Exercise materials
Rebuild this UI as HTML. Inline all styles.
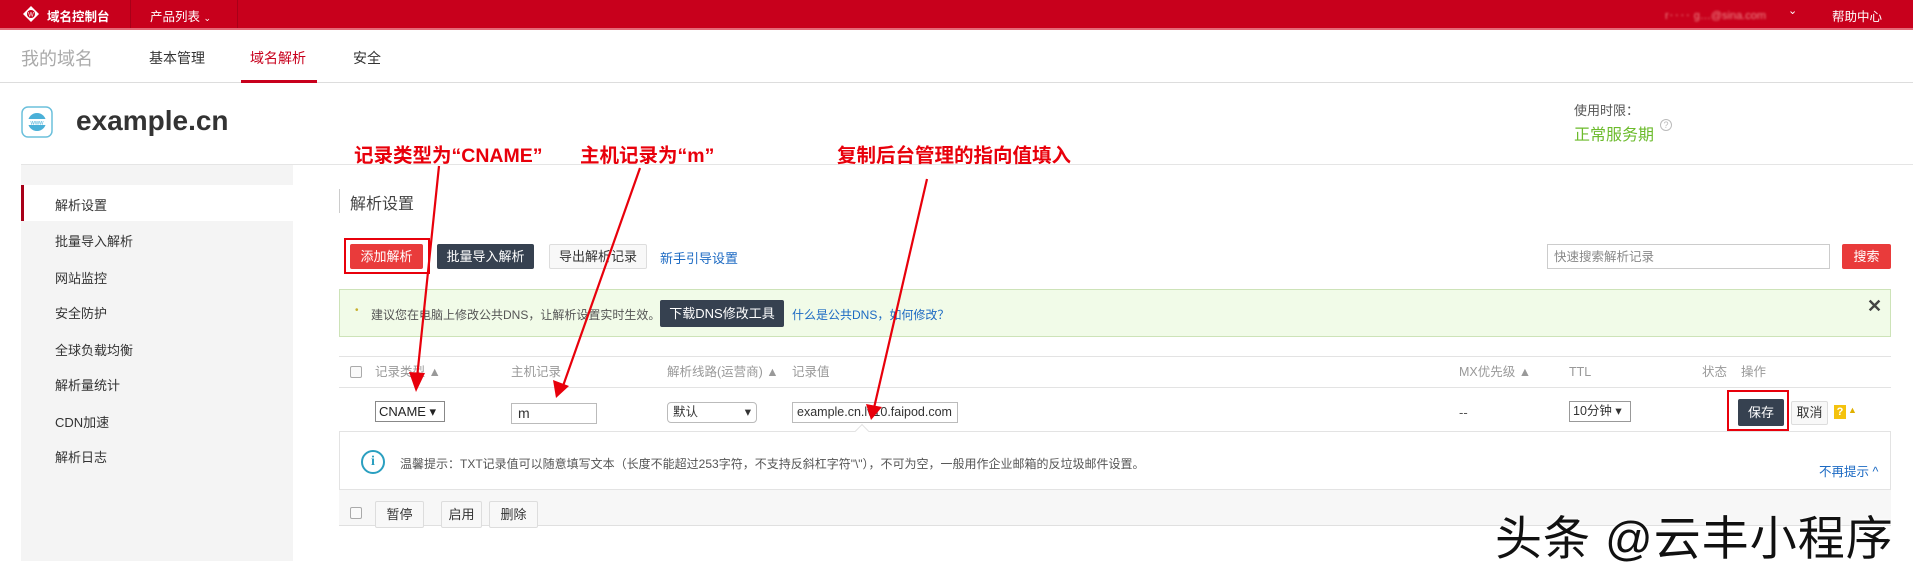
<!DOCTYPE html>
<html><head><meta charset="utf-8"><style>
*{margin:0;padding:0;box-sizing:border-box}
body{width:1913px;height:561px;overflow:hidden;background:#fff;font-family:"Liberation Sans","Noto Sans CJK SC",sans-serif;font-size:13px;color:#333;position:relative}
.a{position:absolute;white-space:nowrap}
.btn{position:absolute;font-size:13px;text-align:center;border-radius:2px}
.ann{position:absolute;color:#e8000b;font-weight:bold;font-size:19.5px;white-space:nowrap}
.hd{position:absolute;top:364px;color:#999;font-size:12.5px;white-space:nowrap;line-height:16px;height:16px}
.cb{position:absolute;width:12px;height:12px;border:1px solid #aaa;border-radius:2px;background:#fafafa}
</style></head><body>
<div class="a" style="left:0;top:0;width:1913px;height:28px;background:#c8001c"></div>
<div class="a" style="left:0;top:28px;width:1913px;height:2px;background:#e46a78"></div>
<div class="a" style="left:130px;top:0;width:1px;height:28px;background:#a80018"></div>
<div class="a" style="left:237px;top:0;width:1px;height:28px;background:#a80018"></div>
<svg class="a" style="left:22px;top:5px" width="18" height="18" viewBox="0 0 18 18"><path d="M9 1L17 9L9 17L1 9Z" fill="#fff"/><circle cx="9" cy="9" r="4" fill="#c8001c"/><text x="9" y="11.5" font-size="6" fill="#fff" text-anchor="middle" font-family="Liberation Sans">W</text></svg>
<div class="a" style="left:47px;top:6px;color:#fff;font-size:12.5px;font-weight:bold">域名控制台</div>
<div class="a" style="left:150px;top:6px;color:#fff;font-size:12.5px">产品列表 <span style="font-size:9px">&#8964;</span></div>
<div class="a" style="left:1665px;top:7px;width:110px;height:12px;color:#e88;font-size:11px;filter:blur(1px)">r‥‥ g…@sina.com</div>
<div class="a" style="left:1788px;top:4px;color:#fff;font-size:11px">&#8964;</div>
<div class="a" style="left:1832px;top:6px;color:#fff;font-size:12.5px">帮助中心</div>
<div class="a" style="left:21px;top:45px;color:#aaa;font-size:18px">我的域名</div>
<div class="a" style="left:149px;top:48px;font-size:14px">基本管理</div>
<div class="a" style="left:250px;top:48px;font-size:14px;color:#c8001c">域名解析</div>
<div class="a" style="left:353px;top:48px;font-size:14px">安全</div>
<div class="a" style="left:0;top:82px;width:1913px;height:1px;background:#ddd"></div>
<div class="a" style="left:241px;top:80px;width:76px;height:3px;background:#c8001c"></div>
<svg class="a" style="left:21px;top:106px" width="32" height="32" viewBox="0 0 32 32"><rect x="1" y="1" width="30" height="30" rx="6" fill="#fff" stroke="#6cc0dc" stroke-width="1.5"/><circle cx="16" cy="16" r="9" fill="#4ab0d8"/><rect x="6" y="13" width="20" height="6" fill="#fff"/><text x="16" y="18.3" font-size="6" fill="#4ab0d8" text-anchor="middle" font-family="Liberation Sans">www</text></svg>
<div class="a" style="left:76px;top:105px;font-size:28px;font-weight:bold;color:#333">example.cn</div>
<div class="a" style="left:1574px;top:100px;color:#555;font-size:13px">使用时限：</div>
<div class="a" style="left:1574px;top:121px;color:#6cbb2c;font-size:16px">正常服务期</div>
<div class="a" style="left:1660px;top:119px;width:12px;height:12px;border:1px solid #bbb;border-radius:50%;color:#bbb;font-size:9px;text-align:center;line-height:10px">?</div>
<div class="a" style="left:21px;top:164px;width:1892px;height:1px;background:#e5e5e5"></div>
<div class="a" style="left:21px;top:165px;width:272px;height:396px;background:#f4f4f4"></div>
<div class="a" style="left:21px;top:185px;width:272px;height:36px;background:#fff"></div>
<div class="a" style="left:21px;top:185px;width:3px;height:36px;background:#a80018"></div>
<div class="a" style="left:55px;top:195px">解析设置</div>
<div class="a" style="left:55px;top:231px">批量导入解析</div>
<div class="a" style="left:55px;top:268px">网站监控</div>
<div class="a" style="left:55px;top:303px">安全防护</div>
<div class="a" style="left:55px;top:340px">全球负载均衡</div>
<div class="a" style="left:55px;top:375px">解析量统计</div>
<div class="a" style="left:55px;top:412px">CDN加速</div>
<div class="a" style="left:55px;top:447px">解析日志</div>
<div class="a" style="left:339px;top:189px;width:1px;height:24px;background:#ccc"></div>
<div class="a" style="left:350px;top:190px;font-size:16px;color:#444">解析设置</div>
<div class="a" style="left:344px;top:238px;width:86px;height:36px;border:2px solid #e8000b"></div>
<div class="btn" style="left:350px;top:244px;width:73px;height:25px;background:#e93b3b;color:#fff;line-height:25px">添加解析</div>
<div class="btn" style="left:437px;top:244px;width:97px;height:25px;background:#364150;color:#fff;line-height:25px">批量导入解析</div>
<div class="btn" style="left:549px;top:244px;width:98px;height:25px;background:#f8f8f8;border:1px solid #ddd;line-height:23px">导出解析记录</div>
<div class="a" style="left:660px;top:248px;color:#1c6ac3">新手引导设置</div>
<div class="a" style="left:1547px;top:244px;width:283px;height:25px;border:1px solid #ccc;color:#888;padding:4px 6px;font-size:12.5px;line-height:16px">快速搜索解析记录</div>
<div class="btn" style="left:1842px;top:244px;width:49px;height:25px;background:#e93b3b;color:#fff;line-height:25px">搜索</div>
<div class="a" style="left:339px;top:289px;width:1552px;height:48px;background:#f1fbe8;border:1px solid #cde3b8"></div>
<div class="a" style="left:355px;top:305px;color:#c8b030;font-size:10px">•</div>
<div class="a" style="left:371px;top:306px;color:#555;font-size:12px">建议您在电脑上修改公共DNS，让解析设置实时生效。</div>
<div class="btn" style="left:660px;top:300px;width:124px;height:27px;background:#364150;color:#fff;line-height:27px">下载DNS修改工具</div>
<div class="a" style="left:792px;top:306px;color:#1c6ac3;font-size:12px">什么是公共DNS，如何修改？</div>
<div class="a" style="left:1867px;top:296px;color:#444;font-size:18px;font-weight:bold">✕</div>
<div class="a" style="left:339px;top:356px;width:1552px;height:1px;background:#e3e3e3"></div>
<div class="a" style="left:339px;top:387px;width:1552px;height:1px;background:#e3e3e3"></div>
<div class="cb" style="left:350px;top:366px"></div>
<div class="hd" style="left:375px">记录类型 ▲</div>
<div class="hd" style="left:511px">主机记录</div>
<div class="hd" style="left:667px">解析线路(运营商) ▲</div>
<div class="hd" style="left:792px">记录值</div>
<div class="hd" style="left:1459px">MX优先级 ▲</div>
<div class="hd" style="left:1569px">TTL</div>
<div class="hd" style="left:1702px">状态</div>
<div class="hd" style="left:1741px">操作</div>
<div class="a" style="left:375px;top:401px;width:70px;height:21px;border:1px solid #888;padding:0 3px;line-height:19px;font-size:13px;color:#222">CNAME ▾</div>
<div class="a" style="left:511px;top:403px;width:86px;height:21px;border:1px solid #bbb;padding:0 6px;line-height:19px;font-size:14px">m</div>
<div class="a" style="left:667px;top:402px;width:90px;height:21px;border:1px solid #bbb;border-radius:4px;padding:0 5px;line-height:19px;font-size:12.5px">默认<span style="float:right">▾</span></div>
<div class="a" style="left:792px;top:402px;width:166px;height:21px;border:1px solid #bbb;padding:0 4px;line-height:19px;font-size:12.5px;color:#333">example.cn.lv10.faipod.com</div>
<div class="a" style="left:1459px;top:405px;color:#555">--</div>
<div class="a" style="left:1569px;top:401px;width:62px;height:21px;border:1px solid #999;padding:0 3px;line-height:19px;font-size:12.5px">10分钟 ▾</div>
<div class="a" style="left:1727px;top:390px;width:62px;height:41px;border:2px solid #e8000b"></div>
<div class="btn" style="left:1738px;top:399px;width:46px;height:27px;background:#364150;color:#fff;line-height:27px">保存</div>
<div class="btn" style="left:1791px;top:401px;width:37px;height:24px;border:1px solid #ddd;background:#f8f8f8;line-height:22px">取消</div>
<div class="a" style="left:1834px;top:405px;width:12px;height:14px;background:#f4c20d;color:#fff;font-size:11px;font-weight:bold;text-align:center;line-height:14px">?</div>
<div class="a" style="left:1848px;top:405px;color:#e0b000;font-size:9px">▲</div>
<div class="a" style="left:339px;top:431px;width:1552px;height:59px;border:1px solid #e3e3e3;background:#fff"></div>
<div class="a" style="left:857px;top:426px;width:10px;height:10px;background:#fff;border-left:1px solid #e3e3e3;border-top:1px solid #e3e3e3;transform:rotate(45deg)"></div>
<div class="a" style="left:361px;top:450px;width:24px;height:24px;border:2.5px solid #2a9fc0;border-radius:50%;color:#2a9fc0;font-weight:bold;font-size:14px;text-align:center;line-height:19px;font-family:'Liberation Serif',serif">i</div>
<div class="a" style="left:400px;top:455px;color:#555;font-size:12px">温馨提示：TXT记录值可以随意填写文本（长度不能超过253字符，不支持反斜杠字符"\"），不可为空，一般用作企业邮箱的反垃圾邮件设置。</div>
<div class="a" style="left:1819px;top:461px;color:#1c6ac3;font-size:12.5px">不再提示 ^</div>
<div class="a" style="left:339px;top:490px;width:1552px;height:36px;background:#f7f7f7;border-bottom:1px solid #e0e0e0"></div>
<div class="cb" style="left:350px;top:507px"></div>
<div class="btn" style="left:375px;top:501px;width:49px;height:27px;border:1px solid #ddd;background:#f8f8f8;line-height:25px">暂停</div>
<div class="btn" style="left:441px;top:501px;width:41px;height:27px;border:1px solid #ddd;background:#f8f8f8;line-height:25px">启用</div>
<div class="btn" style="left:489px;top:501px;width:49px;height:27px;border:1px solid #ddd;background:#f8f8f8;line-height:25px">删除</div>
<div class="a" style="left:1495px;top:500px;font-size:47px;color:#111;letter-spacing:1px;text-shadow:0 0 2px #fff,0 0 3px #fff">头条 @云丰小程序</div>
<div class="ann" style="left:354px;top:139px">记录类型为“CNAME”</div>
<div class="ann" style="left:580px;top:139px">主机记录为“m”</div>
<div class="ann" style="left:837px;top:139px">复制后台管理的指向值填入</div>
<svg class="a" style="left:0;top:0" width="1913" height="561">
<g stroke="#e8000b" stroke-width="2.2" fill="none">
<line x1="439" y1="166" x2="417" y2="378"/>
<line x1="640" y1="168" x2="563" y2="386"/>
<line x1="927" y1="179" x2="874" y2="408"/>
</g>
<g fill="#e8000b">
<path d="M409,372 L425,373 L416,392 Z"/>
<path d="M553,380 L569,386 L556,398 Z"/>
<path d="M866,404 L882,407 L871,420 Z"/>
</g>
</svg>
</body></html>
--
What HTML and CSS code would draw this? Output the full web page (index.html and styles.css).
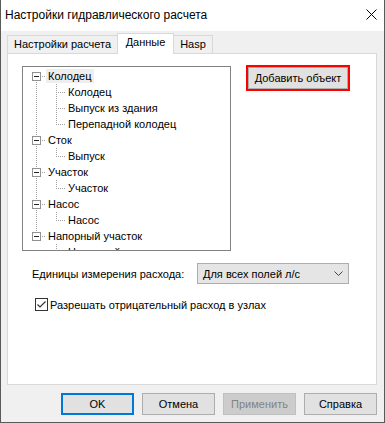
* * *
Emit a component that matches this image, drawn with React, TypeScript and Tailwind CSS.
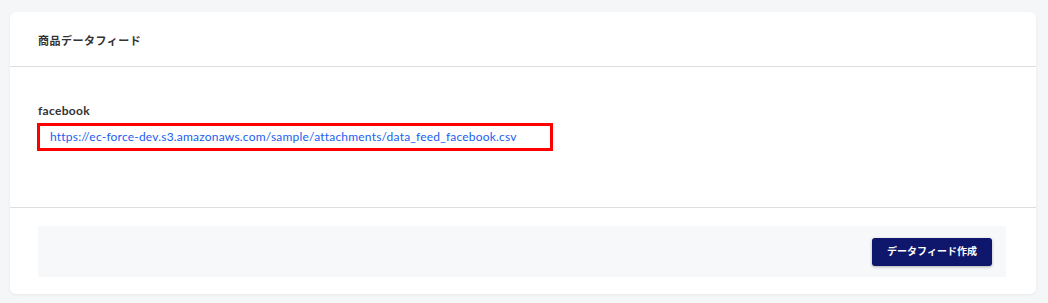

Aim of the task
Single out each line of the records above with the string "this" in it, and copy it.

Solution to the exercise
Rebuild this UI as HTML. Inline all styles.
What HTML and CSS code would draw this? Output the full web page (index.html and styles.css).
Emit a component that matches this image, drawn with React, TypeScript and Tailwind CSS.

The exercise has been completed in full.